Речь его стала понемногу и вовсе неразборчивой, он едва уже шевелил губами. Евреи шептались между собой, говорили, что вода в той комнате, где только что умер человек, и впрямь нехороша, и припоминали, а не то выдумывали всякие подобные же страшные истории. Они отнесли его в дом к Лейтенанту и пересказали добросовестно все, что он им рассказывал. Тот уверил их, что умирающий был давно уже опаснейшим образом болен, и вызвал того самого врача, которого Майоратс-херр принял когда-то за смерть, в чьи дрожки впряжены были Голод и Боль. Врач осмотрел больного, пожал плечами, попробовал уколы, прижигания и прочие сильнодействующие средства, но покоя бедного Майоратс-херра нарушить уже не смог, а только лишь приблизил кончину. В тот же вечер Лейтенант с полным правом cмог вступить — уже в качестве хозяина — в майоратс-хаус, что он и сделал, и провел первую счастливую ночь на хозяйских перинах.
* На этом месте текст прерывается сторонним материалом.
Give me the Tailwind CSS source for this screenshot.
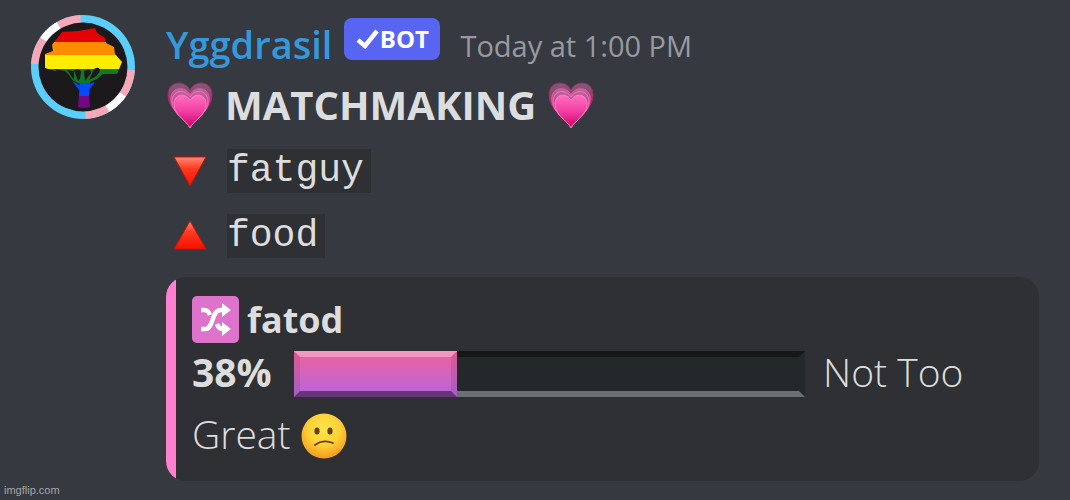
<!DOCTYPE html>
<html lang="en">

<head>
    <meta charset="UTF-8">
    <meta name="viewport" content="width=device-width, initial-scale=1.0">
    <title>Yggdrasil</title>
    <script src="https://cdn.jsdelivr.net/npm/@tailwindcss/browser@4"></script>
</head>

<body class="min-h-screen bg-[#36393f] font-['Open_Sans',sans-serif] text-[#dcddde]">

    <!-- shared emoji -->
    <svg class="absolute size-0" aria-hidden="true">
        <defs>
            <linearGradient id="heartFill" x1="0" y1="0" x2="0" y2="1">
                <stop offset="0" stop-color="#ff6fc0" />
                <stop offset="0.5" stop-color="#f23da3" />
                <stop offset="1" stop-color="#c8005f" />
            </linearGradient>
            <linearGradient id="heartBack" x1="0" y1="0" x2="0" y2="1">
                <stop offset="0" stop-color="#7d5c76" />
                <stop offset="0.45" stop-color="#a3346f" />
                <stop offset="1" stop-color="#c0004f" />
            </linearGradient>
            <linearGradient id="heartMid" x1="0" y1="0" x2="0" y2="1">
                <stop offset="0" stop-color="#c0659c" />
                <stop offset="0.5" stop-color="#cf2f85" />
                <stop offset="1" stop-color="#c8005a" />
            </linearGradient>
            <path id="heartShape" d="M24 48C21 39 2 31 2 15C2 7 7 3 13 3C18 3 22 6 24 10C26 6 30 3 35 3C41 3 46 7 46 15C46 31 27 39 24 48Z" />
            <symbol id="heart" viewBox="0 0 48 50">
                <use href="#heartShape" fill="url(#heartBack)" stroke="#a82768" stroke-width="1" />
                <use href="#heartShape" fill="url(#heartMid)" stroke="#e85aa8" stroke-width="1" transform="translate(3 6) scale(.875)" />
                <use href="#heartShape" fill="url(#heartMid)" stroke="#f878c0" stroke-width="1" transform="translate(4.5 9) scale(.8125)" />
                <use href="#heartShape" fill="url(#heartFill)" stroke="#ff8fd0" stroke-width="1" transform="translate(6.5 13) scale(.73)" />
            </symbol>
            <linearGradient id="redFill" x1="0" y1="0" x2="0" y2="1">
                <stop offset="0" stop-color="#ff8a78" />
                <stop offset="0.4" stop-color="#ff3a20" />
                <stop offset="1" stop-color="#f51000" />
            </linearGradient>
        </defs>
    </svg>

    <main class="flex gap-[31px] px-[31px] pt-[15px]">

        <svg class="size-[104px] shrink-0" viewBox="0 0 104 104" role="img" aria-label="Yggdrasil">
            <defs>
                <clipPath id="ring">
                    <circle cx="52" cy="52" r="52" />
                </clipPath>
                <clipPath id="tree">
                    <path d="M31 17L47 16L64 13L66 18L74 23L75 28L83 32L84 39L91 47L86 59L72 59L66 64L59 67L58 82L59 92Q53 94 47 92L49 69L41 65L34 59L14 53V39L22 36L21 30Z" />
                </clipPath>
            </defs>
            <g clip-path="url(#ring)">
                <rect width="104" height="104" fill="#5bcefa" />
                <g fill="#f5a9b8">
                    <path d="M52 52L49 -10H-10V48Z" />
                    <path d="M52 52L55 114H114V56Z" />
                </g>
                <g fill="#fff">
                    <path d="M52 52L-32 -6L4 -30Z" />
                    <path d="M52 52L136 110L100 134Z" />
                </g>
            </g>
            <circle cx="52" cy="52" r="44.500" fill="#1b191c" />
            <g clip-path="url(#tree)">
                <rect width="104" height="27" fill="#e40303" />
                <rect y="27" width="104" height="13" fill="#ff8c00" />
                <rect y="40" width="104" height="14" fill="#ffed00" />
                <rect y="54" width="104" height="14" fill="#0f7a24" />
                <rect y="68" width="104" height="13" fill="#004dff" />
                <rect y="81" width="104" height="14" fill="#750787" />
            </g>
            <g fill="#1b191c">
                <path d="M24 54L34 56L38 60L42 66L30 64Z" />
                <path d="M36 55L43 56L43 65Z" />
                <path d="M43 55Q49 53 50 57L49 64L47 66Z" />
                <path d="M53 56Q60 52 60 58L54 66Z" />
                <path d="M63 54Q68 51 69 55Q68 61 58 65Z" />
            </g>
            <path d="M41 66L50 71H54L64 67L58 75L49 76Z" fill="#004dff" />
        </svg>

        <article class="min-w-0 flex-1">

            <header class="flex h-[60px] items-start">
                <h1 class="text-[38px] leading-[58px] font-semibold text-[#3498db]">Yggdrasil</h1>
                <span class="mt-[3px] ml-3 flex h-[42px] w-24 items-center justify-center rounded-lg bg-[#5865f2] text-[24px] font-bold text-white">
                    <svg class="h-5 w-6" viewBox="0 0 24 20" fill="none" stroke="#fff" stroke-width="4.500">
                        <path d="M2 11L9 17L21 2" />
                    </svg>
                    BOT
                </span>
                <time class="ml-5 text-[29px] leading-[62px] text-[#989aa0]">Today at 1:00 PM</time>
            </header>

            <h2 class="flex h-[60px] items-center gap-[11px] text-[40px] leading-[58px] font-bold">
                <svg class="h-[50px] w-12"><use href="#heart" /></svg>
                MATCHMAKING
                <svg class="h-[50px] w-12"><use href="#heart" /></svg>
            </h2>

            <div class="mt-[14px] flex flex-col gap-[21px] font-['Liberation_Mono',monospace] text-[38px] leading-[44px]">
                <div class="flex items-center gap-5">
                    <svg class="ml-[7px] h-8 w-[34px]" viewBox="0 0 34 32">
                        <path d="M1 2H33L17 31Z" fill="url(#redFill)" stroke="#c81408" stroke-linejoin="round" />
                    </svg>
                    <code class="bg-[#2f3033] pr-[7px] font-['Liberation_Mono',monospace]">fatguy</code>
                </div>
                <div class="flex items-center gap-5">
                    <svg class="ml-[7px] h-8 w-[34px]" viewBox="0 0 34 32">
                        <path d="M17 1L33 29H1Z" fill="url(#redFill)" stroke="#c81408" stroke-linejoin="round" />
                    </svg>
                    <code class="bg-[#2f3033] pr-[7px] font-['Liberation_Mono',monospace]">food</code>
                </div>
            </div>

            <section class="mt-[19px] flex overflow-hidden rounded-[20px] bg-[#2f3033]">
                <div class="w-[10px] shrink-0 bg-[#ff7fd0]"></div>
                <div class="px-4 pt-[19px] pb-4">
                    <h3 class="flex items-center gap-2 text-[36px] leading-[46px] font-bold">
                        <svg class="size-[47px]" viewBox="0 0 47 47">
                            <rect width="47" height="47" rx="5" fill="#dd73cb" />
                            <g fill="none" stroke="#fff" stroke-width="4.500">
                                <path d="M9 33H13C22 33 19 14 29 14H31" />
                                <path d="M9 14H12C15 14 17 16 18 19" />
                                <path d="M25 28C26 31 28 33 31 33" />
                            </g>
                            <path d="M30 7L39 14L30 21ZM30 26L39 33L30 40Z" fill="#fff" />
                        </svg>
                        fatod
                    </h3>
                    <p class="-mt-[2px] text-[39px] leading-[62px] font-light">
                        <strong class="font-bold">38%</strong>
                        <span class="mr-2 ml-3 inline-flex h-[46px] w-[511px] bg-[#23282b] align-[-10px]" role="progressbar" aria-valuenow="38" aria-label="Match">
                            <span class="w-[163px] border-6 border-t-white/35 border-r-black/8 border-b-black/45 border-l-black/8 bg-linear-to-b from-[#f0609a] to-[#b562de] bg-origin-border"></span>
                            <span class="flex-1 border-y-6 border-r-6 border-t-[#151718] border-r-[#25292c] border-b-[#6b7073]"></span>
                        </span>
                        Not Too Great
                        <svg class="inline-block size-[46px] align-[-10px]" viewBox="0 0 46 46">
                            <defs>
                                <radialGradient id="face" cx=".5" cy=".35" r=".65">
                                    <stop offset="0" stop-color="#ffe64a" />
                                    <stop offset="0.55" stop-color="#ffd036" />
                                    <stop offset="1" stop-color="#f79a1c" />
                                </radialGradient>
                            </defs>
                            <circle cx="23" cy="23" r="22.500" fill="url(#face)" />
                            <g fill="#6b3d06">
                                <ellipse cx="16" cy="18" rx="2.600" ry="3.500" />
                                <ellipse cx="29" cy="18" rx="2.600" ry="3.500" />
                            </g>
                            <path d="M14 32Q22 26 32 30" fill="none" stroke="#6b3d06" stroke-width="1.800" stroke-linecap="round" />
                        </svg>
                    </p>
                </div>
            </section>

        </article>
    </main>

    <footer class="pl-1 font-['Liberation_Sans',sans-serif] text-[11px] leading-[19px] text-[#a5a7ab]">imgflip.com</footer>

</body>

</html>
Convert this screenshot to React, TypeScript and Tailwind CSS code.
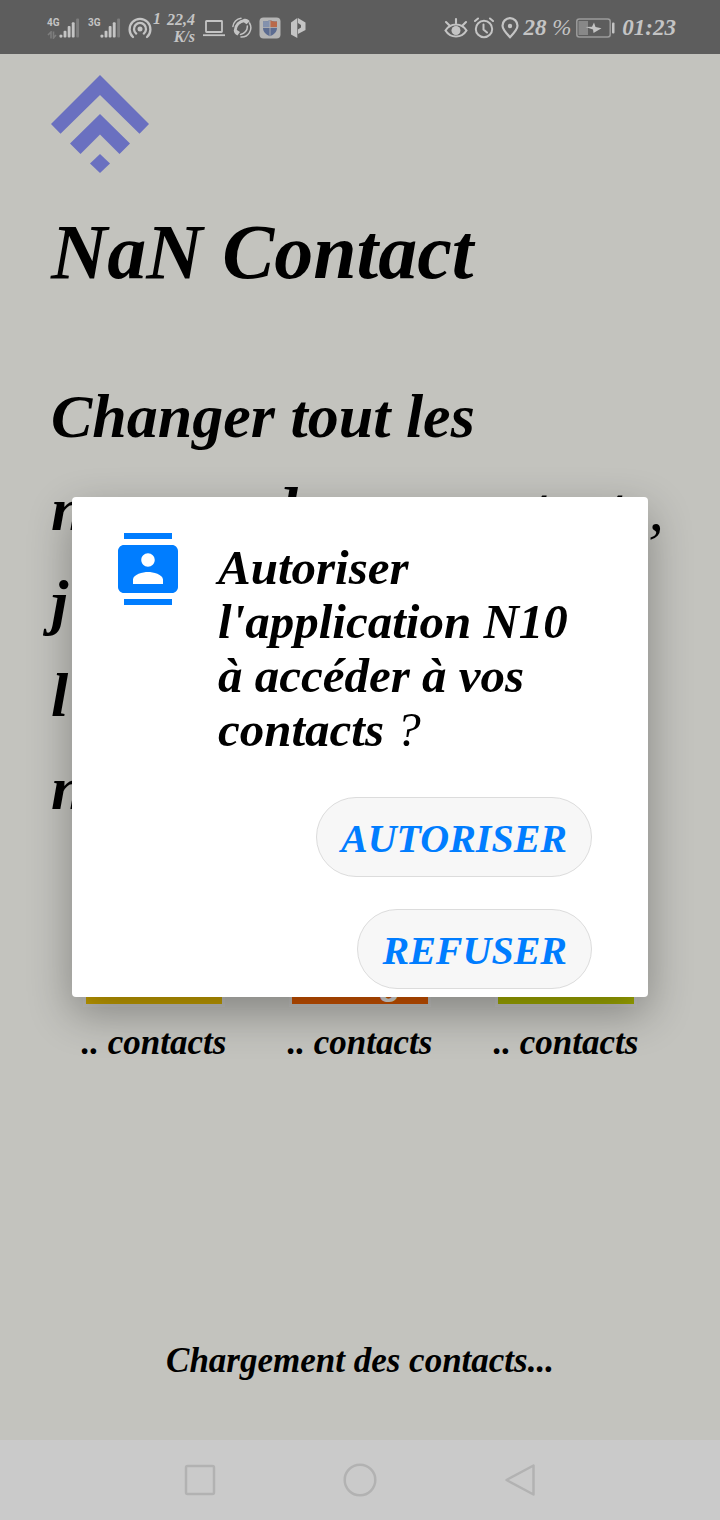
import React from "react";

function SignalBars() {
  return (
    <svg width="22" height="22" viewBox="0 0 22 22" aria-hidden="true">
      <g fill="#c4c4c4">
        <circle cx="2" cy="19.4" r="1.7" />
        <rect x="4.8" y="14" width="3" height="7" rx="1" />
        <rect x="9.1" y="9" width="3" height="12" rx="1" />
        <rect x="13.4" y="5" width="3" height="16" rx="1" />
      </g>
      <rect x="18" y="1" width="3" height="20" rx="1" fill="#7d7d7d" />
    </svg>
  );
}

function Signal({ label, arrows }: { label: string; arrows?: boolean }) {
  return (
    <div className="flex h-[22px] w-[33px] shrink-0">
      <div className="flex w-3 flex-col justify-between font-[Roboto,'Liberation_Sans',sans-serif] text-[10px] leading-[12px] font-bold not-italic">
        <span>{label}</span>
        {arrows && (
          <svg width="10" height="8" viewBox="0 0 10 8" fill="none" stroke="#7d7d7d" strokeWidth="1.6" aria-hidden="true">
            <path d="M4 7.5V1L1 4M6.5 0.5V7L9 4" />
          </svg>
        )}
      </div>
      <SignalBars />
    </div>
  );
}

function StatusBar() {
  return (
    <header className="flex h-[54px] items-center justify-between bg-[#5d5d5d] pt-px pr-11 pl-[47px] text-[#c4c4c4]">
      <div className="flex items-center">
        <Signal label="4G" arrows />
        <div className="ml-2 flex">
          <Signal label="3G" />
        </div>
        <svg className="ml-[7px]" width="24" height="22" viewBox="0 0 24 22" fill="none" stroke="currentColor" strokeWidth="2.3" strokeLinecap="round" aria-hidden="true">
          <circle cx="12" cy="12" r="2.5" fill="currentColor" stroke="none" />
          <path d="M8.2 16.6a6 6 0 1 1 7.6 0M5 20a10.4 10.4 0 1 1 14 0" />
        </svg>
        <span className="ml-px self-start text-[16px] leading-[16px]">1</span>
        <div className="ml-1 flex w-[30px] flex-col items-end text-[16px] leading-[17px]">
          <span>22,4</span>
          <span>K/s</span>
        </div>
        <svg className="ml-2" width="22" height="18" viewBox="0 0 22 18" fill="none" stroke="currentColor" strokeWidth="1.8" aria-hidden="true">
          <rect x="3" y="2" width="16" height="11" rx="0.5" />
          <path d="M0 16.2h22" />
        </svg>
        <svg className="ml-[7px]" width="20" height="21" viewBox="0 0 20 21" fill="none" stroke="currentColor" strokeWidth="1.5" strokeLinecap="round" aria-hidden="true">
          <path d="M0.9 9.5A9.2 9.2 0 0 1 9 1.2M9 20A9.3 9.3 0 0 0 17.5 6M8.5 17.5A8 8 0 0 0 15.3 9" />
          <path d="M3.2 13.500C3.200 8.500 7.500 4 12.500 3.500" strokeWidth="2.8" strokeLinecap="butt" />
          <path d="M3.800 12.200 8 15 5.500 18.500C3 17.500 1.700 15.500 1.800 13zM11.500 2c2.500-.7 5 .2 6.200 2.200L14.500 7.300 11.500 5z" fill="currentColor" stroke="none" />
        </svg>
        <svg className="ml-[7px]" width="22" height="22" viewBox="0 0 22 22" aria-hidden="true">
          <rect x="0.5" y="0.5" width="21" height="21" rx="4" fill="#b5b5b5" />
          <path d="M11 3.2c2 1 4.4 1.5 7 1.3v6.3c0 4-2.6 6.7-7 8.4-4.4-1.7-7-4.4-7-8.4V4.5c2.6.2 5-.3 7-1.3z" fill="#5c6c91" />
          <path d="M11 3.2c2 1 4.4 1.5 7 1.3v6h-7z" fill="#b9694a" />
          <path d="M4 4.5c2.6.2 5-.3 7-1.3v7.3H4z" fill="#8391ad" />
          <path d="M11 3.2v16M4 10.5h14" stroke="#b5b5b5" strokeWidth="0.8" />
        </svg>
        <svg className="ml-[9px]" width="16" height="22" viewBox="0 0 16 22" fill="currentColor" aria-hidden="true">
          <path d="M1 5.500 7.300 1v20L1 17.500z" />
          <path d="M7.900 1 15.500 5.500v7.500L7.900 17v-4.500L11 10.500V8L7.900 6z" />
        </svg>
      </div>
      <div className="flex items-center text-[24px] leading-[28px]">
        <svg width="24" height="22" viewBox="0 0 24 22" fill="none" stroke="currentColor" strokeWidth="2.1" strokeLinecap="round" aria-hidden="true">
          <path d="M1.5 13.5C4 9.5 7.5 7.5 12 7.5s8 2 10.5 6c-2.5 4-6 6-10.5 6s-8-2-10.5-6zM12 2v4M5 8 2 5M19 8l3-3" />
          <circle cx="12" cy="13.5" r="4.5" fill="currentColor" stroke="none" />
        </svg>
        <svg className="ml-[6px]" width="20" height="22" viewBox="0 0 20 22" fill="none" stroke="currentColor" strokeWidth="2" strokeLinecap="round" aria-hidden="true">
          <circle cx="10" cy="12" r="8.2" />
          <path d="M9.5 7.5v5l3.5 3M1 4l3-2.5M19 4l-3-2.5" />
        </svg>
        <svg className="ml-[7px]" width="18" height="22" viewBox="0 0 18 22" fill="none" stroke="currentColor" strokeWidth="2.2" aria-hidden="true">
          <path d="M9 20.2C4.5 15.5 1.5 12.2 1.5 8.7a7.5 7.5 0 0 1 15 0c0 3.500-3 6.800-7.500 11.500z" />
          <circle cx="9" cy="9" r="2.200" fill="currentColor" stroke="none" />
        </svg>
        <span className="ml-[4px] text-[23px] whitespace-nowrap">
          28 <span className="font-normal">%</span>
        </span>
        <svg className="ml-[5px]" width="39" height="20" viewBox="0 0 39 20" aria-hidden="true">
          <rect x="0.8" y="1" width="33.4" height="18" rx="2.5" fill="none" stroke="#9b9b9b" strokeWidth="1.5" />
          <rect x="2.500" y="3" width="9.500" height="14" fill="#888" />
          <rect x="36" y="4.500" width="2.500" height="11" rx="1" fill="#c4c4c4" />
          <path d="M9.500 9 16 8.800 18 4.500 19.500 9 25.500 10.200 17.500 15 17 11.500z" fill="#c4c4c4" />
        </svg>
        <span className="ml-[7px] text-[23px]">01:23</span>
      </div>
    </header>
  );
}

function Logo() {
  return (
    <svg width="98" height="98" viewBox="0 0 98 98" fill="#6a70c0" role="img" aria-label="NaN">
      <path d="M49 0 98 49 88.5 58.7 49 20 9.5 58.7 0 49z" />
      <path d="M49 39 79 68.5 68.5 79 49 59.5 29.5 79 19 68.5z" />
      <path d="M49 79 59 88.5 49 98 39 88.5z" />
    </svg>
  );
}

const operators = [
  { id: "yellow", name: "", colour: "bg-[#c8a200]" },
  { id: "orange", name: "orange", colour: "bg-[#cf5400]" },
  { id: "green", name: "", colour: "bg-[#a3ad00]" },
];

function PermissionDialog() {
  return (
    <div className="absolute inset-0 flex items-center justify-center px-[72px]">
      <section
        role="dialog"
        aria-labelledby="permission-title"
        className="w-full rounded bg-white pt-9 pr-14 pb-2 pl-10 shadow-[0_16px_44px_rgba(0,0,0,0.32)]"
      >
        <div className="flex items-start gap-[34px]">
          <svg className="shrink-0" width="72" height="72" viewBox="0 0 24 24" fill="#007dff" aria-hidden="true">
            <path d="M20 0H4v2h16V0zM4 24h16v-2H4v2zM20 4H4c-1.1 0-2 .9-2 2v12c0 1.1.9 2 2 2h16c1.1 0 2-.9 2-2V6c0-1.1-.9-2-2-2zm-8 2.75c1.24 0 2.25 1.01 2.25 2.25s-1.01 2.25-2.25 2.25S9.75 10.24 9.75 9 10.76 6.75 12 6.75zM17 17H7v-1.5c0-1.67 3.33-2.5 5-2.5s5 .83 5 2.5V17z" />
          </svg>
          <h2 id="permission-title" className="min-w-0 flex-1 pt-2 text-[49px] leading-[54px]">
            Autoriser l'application N10 à accéder à vos contacts <span className="font-normal">?</span>
          </h2>
        </div>
        <div className="mt-10 flex flex-col items-end gap-8 text-[40px] leading-[48px] text-[#007dff]">
          <button type="button" className="h-20 rounded-full border border-[#dcdcdc] bg-[#f7f7f7] px-6 pt-[3px]">
            AUTORISER
          </button>
          <button type="button" className="h-20 rounded-full border border-[#dcdcdc] bg-[#f7f7f7] px-6 pt-[3px]">
            REFUSER
          </button>
        </div>
      </section>
    </div>
  );
}

function NavigationBar() {
  return (
    <nav className="flex h-20 items-center justify-center gap-[124px] bg-[#cacaca]">
      <button type="button" aria-label="Applications récentes">
        <svg width="36" height="36" viewBox="0 0 36 36" fill="none" stroke="#b2b2b2" strokeWidth="2.5">
          <rect x="4" y="4" width="28" height="28" rx="1.5" />
        </svg>
      </button>
      <button type="button" aria-label="Accueil">
        <svg width="36" height="36" viewBox="0 0 36 36" fill="none" stroke="#b2b2b2" strokeWidth="2.5">
          <circle cx="18" cy="18" r="15.3" />
        </svg>
      </button>
      <button type="button" aria-label="Retour">
        <svg width="36" height="36" viewBox="0 0 36 36" fill="none" stroke="#b2b2b2" strokeWidth="2.5" strokeLinejoin="round">
          <path d="M31.500 3.500v29L4.500 18z" />
        </svg>
      </button>
    </nav>
  );
}

export default function App() {
  return (
    <div className="flex min-h-screen flex-col bg-[#c3c3be] font-['Liberation_Serif',serif] font-bold text-black italic">
      <StatusBar />
      <div className="relative flex flex-1 flex-col">
        <main className="flex flex-1 flex-col px-[51px] pt-[21px] pb-[55px]">
          <Logo />
          <h1 className="mt-8 text-[78px] leading-[94px]">NaN Contact</h1>
          <p className="mt-[71px] text-[62px] leading-[93px]">
            Changer tout les
            <br />
            numero de vos contacts<span className="font-normal">,</span>
            <br />
            j
            <br />
            l
            <br />n
          </p>
          <ul className="mt-[30px] grid grid-cols-3">
            {operators.map((operator) => (
              <li key={operator.id} className="flex flex-col items-center">
                <div
                  className={`flex h-[142px] w-[142px] items-end justify-center border-3 border-[#c6c6c4] pb-1 font-['Liberation_Sans',sans-serif] text-[36px] leading-[36px] text-[#e0e0e0] not-italic ${operator.colour}`}
                >
                  {operator.name}
                </div>
                <span className="mt-3 text-[35px] leading-[48px] whitespace-nowrap">.. contacts</span>
              </li>
            ))}
          </ul>
          <p className="mt-auto text-center text-[35px] leading-[48px]">Chargement des contacts...</p>
        </main>
        <PermissionDialog />
      </div>
      <NavigationBar />
    </div>
  );
}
Не преминул он вскоре выказать и отменное свое воспитание, и вкус к настоящей роскоши, устроив Майоратс-херру поистине царские похороны. Он закатил подряд несколько великолепных званых обедов, и не прошло недели, как весь город говорил уже о том, как несправедлива бывает порою судьба к людям столь замечательным.
Многие превозносили до небес его практический поистине склад ума, еще бы, ведь он достиг-таки поставленной цели, несмотря на все те бедствия, которые уготовила ему жизнь; другим приходили на память примеры истинного героизма, проявленного им в годы войны; нашлись даже и поклонники поэтических его талантов, предлагавшие ему свои услуги с целию издания славных господина Майоратс-херра виршей.
Вскорости, поскольку возраста он был вполне призывного, поступил он и в армию, и, уже генералом, предложил руку и сердце престарелой Хоф-даме, исправивши предварительно цвет носа своего, благодаря стараньям того же самого врача.